HAGERTY v. HAGERTY

Supreme Court of Florida (1951)

Facts

Issue

Holding — Thomas, J.

Rule

Reasoning

Deep Dive: How the Court Reached Its Decision

Intent to Create Joint Ownership

The court reasoned that the intention behind the creation of the bank accounts was critical in determining their ownership. Both accounts were established with provisions that allowed either spouse to withdraw funds, indicating a mutual agreement for joint ownership. The court emphasized that the signature cards for the accounts clearly outlined that either party could act independently regarding withdrawals, which demonstrated a shared intention to create an estate by the entireties. This intent was deemed sufficient to establish that the accounts were meant to benefit both spouses equally, regardless of who initially deposited the funds.
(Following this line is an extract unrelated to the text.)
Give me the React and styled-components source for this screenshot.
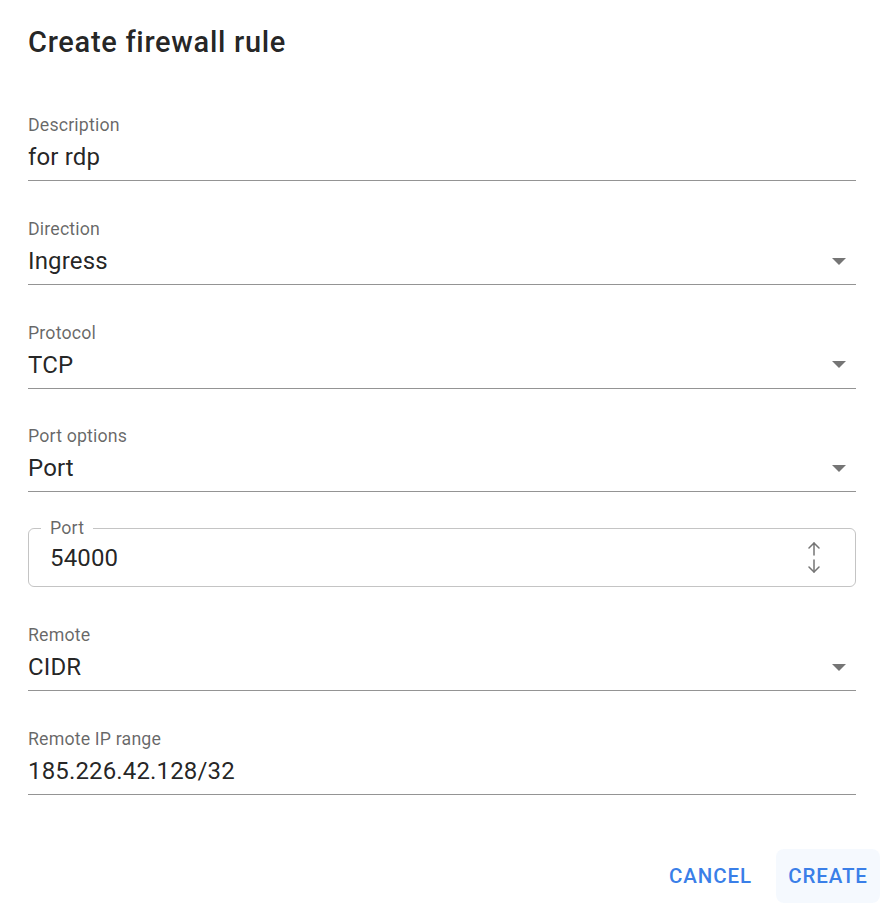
import styled, { createGlobalStyle } from "styled-components";

const Global = createGlobalStyle`
  body {
    margin: 0;
    background: #fff;
    font-family: Roboto, "Liberation Sans", sans-serif;
    color: rgba(0, 0, 0, 0.87);
  }
`;

const Dialog = styled.div`
  width: 880px;
  height: 910px;
  box-sizing: border-box;
  padding: 24px 0 0 28px;
  display: flex;
  flex-direction: column;
`;

const Title = styled.h2`
  margin: 0;
  font-size: 29px;
  font-weight: 500;
  line-height: 36px;
  letter-spacing: 0.7px;
`;

const Form = styled.div`
  width: 828px;
  display: flex;
  flex-direction: column;
  padding-top: 55px;
`;

const Field = styled.div`
  display: flex;
  flex-direction: column;
  margin-top: ${(p) => p.gap || 0}px;
  border-bottom: 1px solid rgba(0, 0, 0, 0.42);
  padding-bottom: 8px;
`;

const Label = styled.label`
  font-size: 17.8px;
  line-height: 20px;
  color: rgba(0, 0, 0, 0.6);
  letter-spacing: 0.15px;
`;

const ValueRow = styled.div`
  margin-top: 7px;
  height: 30px;
  display: flex;
  align-items: center;
  justify-content: space-between;
`;

const Value = styled.span`
  font-size: 24px;
  line-height: 30px;
  letter-spacing: 0.15px;
`;

const Caret = styled.span`
  width: 0;
  height: 0;
  margin-right: 10px;
  border-left: 7.5px solid transparent;
  border-right: 7.5px solid transparent;
  border-top: 7px solid rgba(0, 0, 0, 0.54);
`;

const Outlined = styled.div`
  position: relative;
  margin-top: 36px;
  height: 59px;
  box-sizing: border-box;
  border: 1px solid rgba(0, 0, 0, 0.23);
  border-radius: 6px;
  padding: 0 34px 0 21px;
  display: flex;
  align-items: center;
  justify-content: space-between;
`;

const Legend = styled.span`
  position: absolute;
  top: -11px;
  left: 12px;
  padding: 0 9px;
  background: #fff;
  font-size: 17.8px;
  line-height: 20px;
  color: rgba(0, 0, 0, 0.6);
  letter-spacing: 0.15px;
`;

const Spinner = styled.div`
  display: flex;
  flex-direction: column;
  gap: 3px;
  color: #757575;
`;

const Actions = styled.div`
  margin-top: auto;
  margin-bottom: 7px;
  display: flex;
  justify-content: flex-end;
  gap: 12px;
`;

const Button = styled.button`
  border: none;
  background: ${(p) => (p.focus ? "rgba(56, 128, 236, 0.05)" : "transparent")};
  border-radius: 8px;
  height: 54px;
  padding: 0 12px;
  min-width: 104px;
  font-family: Roboto, "Liberation Sans", sans-serif;
  font-size: 20.5px;
  font-weight: 500;
  letter-spacing: 0.9px;
  color: #3a7fe8;
  cursor: pointer;
`;

const Arrow = ({ down }) => (
  <svg width="14" height="14" viewBox="0 0 14 14" fill="none" stroke="currentColor" strokeWidth="1.5" strokeLinecap="round" strokeLinejoin="round">
    {down ? (
      <>
        <path d="M7 1v12" />
        <path d="M2 8l5 5 5-5" />
      </>
    ) : (
      <>
        <path d="M7 13V1" />
        <path d="M2 6l5-5 5 5" />
      </>
    )}
  </svg>
);

const TextLine = ({ label, value, select, gap }) => (
  <Field gap={gap}>
    <Label>{label}</Label>
    <ValueRow>
      <Value>{value}</Value>
      {select && <Caret />}
    </ValueRow>
  </Field>
);

const App = () => {
  return (
    <>
      <Global />
      <Dialog>
        <Title>Create firewall rule</Title>
        <Form>
          <TextLine label="Description" value="for rdp" />
          <TextLine label="Direction" value="Ingress" select gap={38} />
          <TextLine label="Protocol" value="TCP" select gap={37.5} />
          <TextLine label="Port options" value="Port" select gap={37.5} />
          <Outlined>
            <Legend>Port</Legend>
            <Value>54000</Value>
            <Spinner>
              <Arrow />
              <Arrow down />
            </Spinner>
          </Outlined>
          <TextLine label="Remote" value="CIDR" select gap={38} />
          <TextLine label="Remote IP range" value="185.226.42.128/32" gap={37.5} />
        </Form>
        <Actions>
          <Button>CANCEL</Button>
          <Button focus>CREATE</Button>
        </Actions>
      </Dialog>
    </>
  );
};

export default App;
The court concluded that the mere fact that the husband made the deposits did not negate the intention to create a joint ownership structure with rights of survivorship. Thus, the court rejected the argument that the lack of a gift from husband to wife precluded the establishment of such an estate.
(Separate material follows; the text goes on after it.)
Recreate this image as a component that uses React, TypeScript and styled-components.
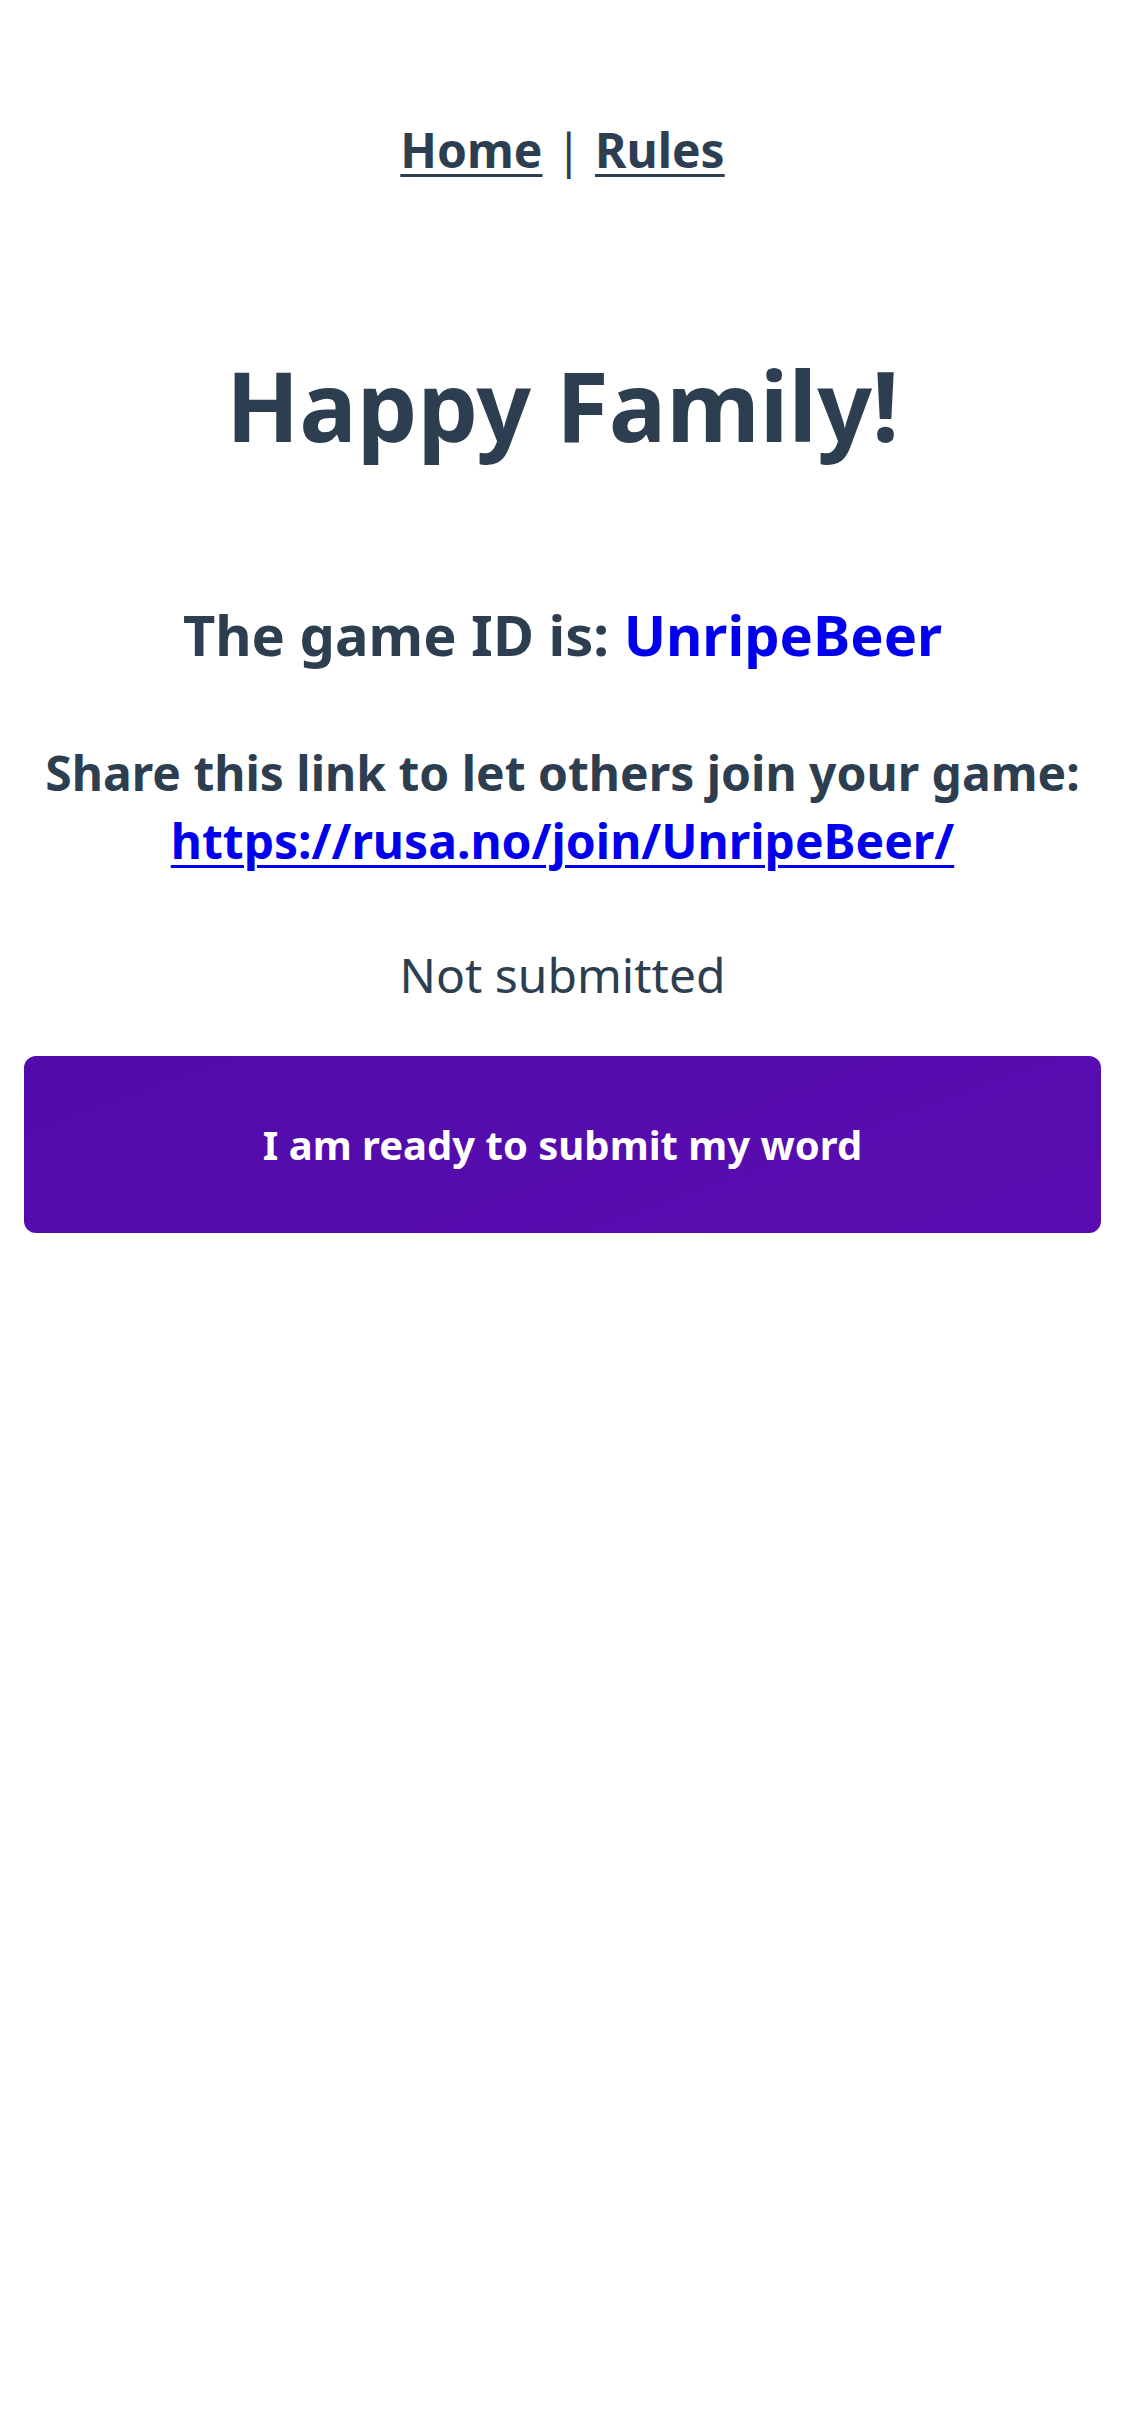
import React from "react";
import styled, { createGlobalStyle } from "styled-components";

const GlobalStyle = createGlobalStyle`
  html, body {
    margin: 0;
    padding: 0;
    background: #ffffff;
  }
  body {
    font-family: "Noto Sans", "Open Sans", sans-serif;
    color: #2c3e50;
    -webkit-font-smoothing: antialiased;
  }
`;

const Page = styled.div`
  display: flex;
  flex-direction: column;
  align-items: center;
  padding: 117px 24px 0;
  text-align: center;
`;

const Nav = styled.nav`
  display: flex;
  align-items: center;
  gap: 13px;
  font-size: 48px;
  font-weight: 700;
  line-height: normal;
`;

const NavLink = styled.a`
  color: #2c3e50;
  text-decoration: underline;
  text-decoration-thickness: 3px;
  text-underline-offset: 6px;
`;

const Separator = styled.span`
  font-weight: 400;
`;

const Title = styled.h1`
  margin: 157px 0 0;
  font-size: 96px;
  font-weight: 700;
  line-height: normal;
`;

const GameId = styled.h3`
  margin: 126px 0 0;
  font-size: 56px;
  font-weight: 700;
  line-height: normal;
`;

const Highlight = styled.span`
  color: #0000ee;
`;

const Share = styled.h4`
  margin: 67px 0 0;
  font-size: 48px;
  font-weight: 700;
  line-height: 68px;
`;

const ShareLink = styled.a`
  color: #0000ee;
  text-decoration: underline;
  text-decoration-thickness: 3px;
  text-underline-offset: 6px;
`;

const Status = styled.p`
  margin: 67px 0 0;
  font-size: 48px;
  font-weight: 400;
  line-height: normal;
`;

const SubmitButton = styled.button`
  margin-top: 49px;
  align-self: stretch;
  height: 177px;
  border: none;
  border-radius: 12px;
  background: linear-gradient(160deg, #520bab 0%, #590db0 100%);
  color: #ffffff;
  font-family: "Noto Sans", "Open Sans", sans-serif;
  font-size: 40px;
  font-weight: 700;
  cursor: pointer;
`;

export default function App() {
  return (
    <>
      <GlobalStyle />
      <Page>
        <Nav>
          <NavLink href="#">Home</NavLink>
          <Separator>|</Separator>
          <NavLink href="#">Rules</NavLink>
        </Nav>
        <Title>Happy Family!</Title>
        <GameId>
          The game ID is: <Highlight>UnripeBeer</Highlight>
        </GameId>
        <Share>
          Share this link to let others join your game:
          <br />
          <ShareLink href="#">https://rusa.no/join/UnripeBeer/</ShareLink>
        </Share>
        <Status>Not submitted</Status>
        <SubmitButton>I am ready to submit my word</SubmitButton>
      </Page>
    </>
  );
}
Rejection of the Gift Inter Vivos Argument

The court addressed the appellants’ contention that a gift inter vivos was necessary to establish joint ownership. It clarified that while a typical gift inter vivos requires a clear transfer of dominion and control, this case was different due to the nature of the accounts. The court pointed out that the intent to create a joint ownership arrangement was already apparent from the account agreements. It aligned its reasoning with precedent cases that recognized the creation of an estate by the entireties without a complete surrender of control by one spouse. The court concluded that the arrangement effectively constituted a gift from the husband to the wife, not in the traditional sense, but as a delivery of a joint estate that automatically transferred to the survivor upon death. This perspective distinguished the case from the stricter definitions of gifts inter vivos.
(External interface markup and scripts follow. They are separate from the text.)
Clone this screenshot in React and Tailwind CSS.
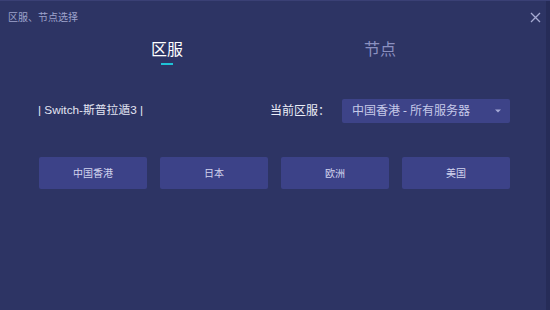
import { useState } from 'react'

const regions = ['中国香港', '日本', '欧洲', '美国']

export default function App() {
  const [tab, setTab] = useState('region')

  return (
    <div
      className="w-[550px] h-[310px] bg-[#2d3464] relative overflow-hidden border-t border-[#3a4075] text-white"
      style={{ fontFamily: '"Noto Sans", "Noto Sans CJK SC", sans-serif' }}
    >
      {/* Title bar */}
      <div className="flex items-center justify-between h-[32px] pl-[8px] pr-[8px]">
        <span className="text-[10px] text-[#9ea3cc] leading-none">区服、节点选择</span>
        <button className="w-[14px] h-[14px] flex items-center justify-center text-[#a6aad2]">
          <svg width="11" height="11" viewBox="0 0 11 11" fill="none" stroke="currentColor" strokeWidth="1.3">
            <path d="M1 1 L10 10 M10 1 L1 10" />
          </svg>
        </button>
      </div>

      {/* Tabs */}
      <div className="flex h-[36px]">
        <button onClick={() => setTab('region')} className="w-[334px] flex flex-col items-center pt-[6px]">
          <span className={'text-[16px] leading-[20px] ' + (tab === 'region' ? 'text-white' : 'text-[#8b90c0]')}>区服</span>
          <span className={'mt-[4px] w-[12px] h-[2px] ' + (tab === 'region' ? 'bg-[#1fc2d6]' : 'bg-transparent')} />
        </button>
        <button onClick={() => setTab('node')} className="w-[92px] flex flex-col items-center pt-[6px]">
          <span className={'text-[16px] leading-[20px] ' + (tab === 'node' ? 'text-white' : 'text-[#8b90c0]')}>节点</span>
          <span className={'mt-[4px] w-[12px] h-[2px] ' + (tab === 'node' ? 'bg-[#1fc2d6]' : 'bg-transparent')} />
        </button>
      </div>

      {/* Game + current region */}
      <div className="flex items-center mt-[30px] pl-[38px] pr-[40px]">
        <span
          className="text-[11.8px] text-[#e2e4f2] leading-none"
          style={{ fontFamily: '"Liberation Sans", "Noto Sans CJK SC", sans-serif' }}
        >
          | Switch-斯普拉遁3 |
        </span>
        <span className="ml-auto text-[12px] text-[#eceef8] leading-none mr-[12px]">当前区服：</span>
        <div className="w-[168px] h-[24px] bg-[#3d4388] rounded-[2px] flex items-center pl-[10px] pr-[9px]">
          <span className="text-[12px] text-[#c6c9e8] leading-none">中国香港 - 所有服务器</span>
          <svg className="ml-auto" width="6" height="4" viewBox="0 0 6 4">
            <path d="M0 0.5 L6 0.5 L3 3.5 Z" fill="#a6aad6" />
          </svg>
        </div>
      </div>

      {/* Region buttons */}
      <div className="flex gap-[13px] pl-[39px] mt-[34px]">
        {regions.map((r) => (
          <button
            key={r}
            className="w-[108px] h-[32px] bg-[#3c4288] rounded-[2px] flex items-center justify-center text-[10px] text-[#d2d4ee]"
          >
            {r}
          </button>
        ))}
      </div>

      <div className="absolute right-0 top-0 w-[4px] h-full bg-[#262c58]" />
    </div>
  )
}
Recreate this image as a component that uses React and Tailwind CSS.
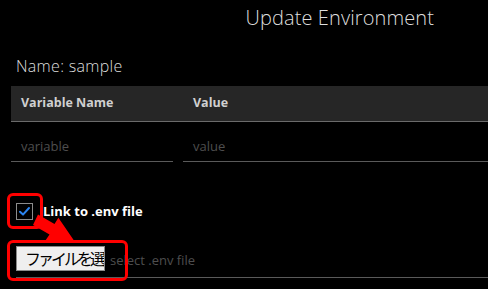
export default function App() {
  return (
    <div className="relative w-[488px] h-[289px] overflow-hidden bg-black text-[#dedede] font-['Open_Sans','Noto_Sans_CJK_JP',sans-serif]">
      <div className="flex flex-col">
        <div className="flex justify-end pr-[54px] pt-[4px] h-[32px]">
          <div className="text-[20px] leading-[28px] font-light tracking-[0.1px]">Update Environment</div>
        </div>
        <div className="pl-[16px] mt-[23px] text-[16px] leading-[22px] font-light tracking-[0.3px]">Name: sample</div>
        <div className="ml-[11px] mt-[9px] h-[36px] bg-[#262626] border-b border-[#6a6a6a] flex items-center text-[12.5px] font-bold text-[#d0d0d0]">
          <div className="w-[172px] pl-[10px]">Variable Name</div>
          <div className="pl-[10px]">Value</div>
        </div>
        <div className="ml-[11px] mt-[11px] flex gap-[10px]">
          <div className="w-[162px] h-[29px] border-b border-[#5a5a5a] pl-[10px] flex items-center text-[13px] text-[#4e4e4e]">variable</div>
          <div className="flex-1 h-[29px] border-b border-[#5a5a5a] pl-[10px] flex items-center text-[13px] text-[#4e4e4e]">value</div>
        </div>
        <div className="ml-[16px] mt-[40px] flex items-center gap-[10px]">
          <div className="w-[17px] h-[17px] border border-[#8c8c8c] bg-black flex items-center justify-center">
            <svg width="13" height="13" viewBox="0 0 13 13">
              <path d="M2 6.8 L5 9.6 L11 3" fill="none" stroke="#2b84f0" strokeWidth="2" strokeLinecap="round" strokeLinejoin="round" />
            </svg>
          </div>
          <div className="text-[13px] font-bold text-white leading-[18px]">Link to .env file</div>
        </div>
        <div className="ml-[16px] mt-[26px] pb-[6px] border-b border-[#5a5a5a] flex items-center">
          <div className="w-[89px] h-[25px] overflow-hidden whitespace-nowrap bg-[#efefef] border border-[#8a8a8a] text-black text-[16px] leading-[23px] pl-[8px] tracking-[-3px] font-['Noto_Sans_CJK_JP',sans-serif]">ファイルを選択</div>
          <div className="ml-[5px] text-[13px] text-[#4e4e4e] mt-[4px]">select .env file</div>
        </div>
      </div>
      <div className="absolute left-[7px] top-[193px] w-[36px] h-[36px] border-[3px] border-[#ff0000] rounded-[6px]" />
      <div className="absolute left-[7px] top-[240px] w-[121px] h-[41px] border-[3px] border-[#ff0000] rounded-[6px]" />
      <svg className="absolute left-0 top-0" width="488" height="289" viewBox="0 0 488 289">
        <polygon points="38,214.5 54.5,224 58.4,217.7 75,242 45.6,240.3 49.5,234.5 33,225" fill="#ff0000" />
      </svg>
    </div>
  );
}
Unity of Control and Agency

The court examined the argument regarding the alleged lack of unity of control over the accounts. It dismissed the notion that both spouses needed to act jointly to maintain an estate by the entireties. Citing the reasoning from Madden v. Gosztonyi Savings Trust Co., the court indicated that the ability for either spouse to act independently represented an expression of agency. This meant that one spouse could act on behalf of both, reinforcing the idea that joint ownership was established through the terms of the account agreements. The court found that the language in the signature cards allowed for this agency relationship, thereby supporting the conclusion that both accounts were intended to be held jointly. Thus, the court determined that the unity of control concept did not negate the existence of an estate by the entireties.

Tax Burden and Equitable Apportionment

The court then considered the issue of tax responsibilities associated with the estate and the joint accounts. It recognized that the estate tax burden should be equitably apportioned among the distributees rather than imposed solely on the testamentary estate. The appellants argued that fairness required the widow to share in the tax burden given the substantial value of the accounts that passed outside the will. The court highlighted that the testator intended for the estate's taxes to be paid from the residuary estate to ensure that the distributees received their shares net of tax liabilities. It found that the intent to protect all distributees from excessive tax burdens was central to understanding the tax provisions in the will. Therefore, the court ruled that an equitable distribution of the tax burden was consistent with the testator’s wishes and should be implemented.

Gift Tax Liability

Lastly, the court evaluated the matter of gift tax liability concerning gifts made by the testator to his wife. The appellants contended that the widow should reimburse the estate for gift taxes that were unpaid at the time of the testator's death. However, the court determined that since the executor voluntarily discharged these obligations after the testator’s passing, there was no basis for the estate to claim reimbursement from the widow. The court clarified that the liability for the gift taxes rested primarily with the donor, and since the executor had settled the taxes without the widow's obligation, she was effectively discharged from any potential liability. This conclusion reinforced the notion that obligations incurred by the executor in settling the estate should not retroactively impose financial burdens on the widow.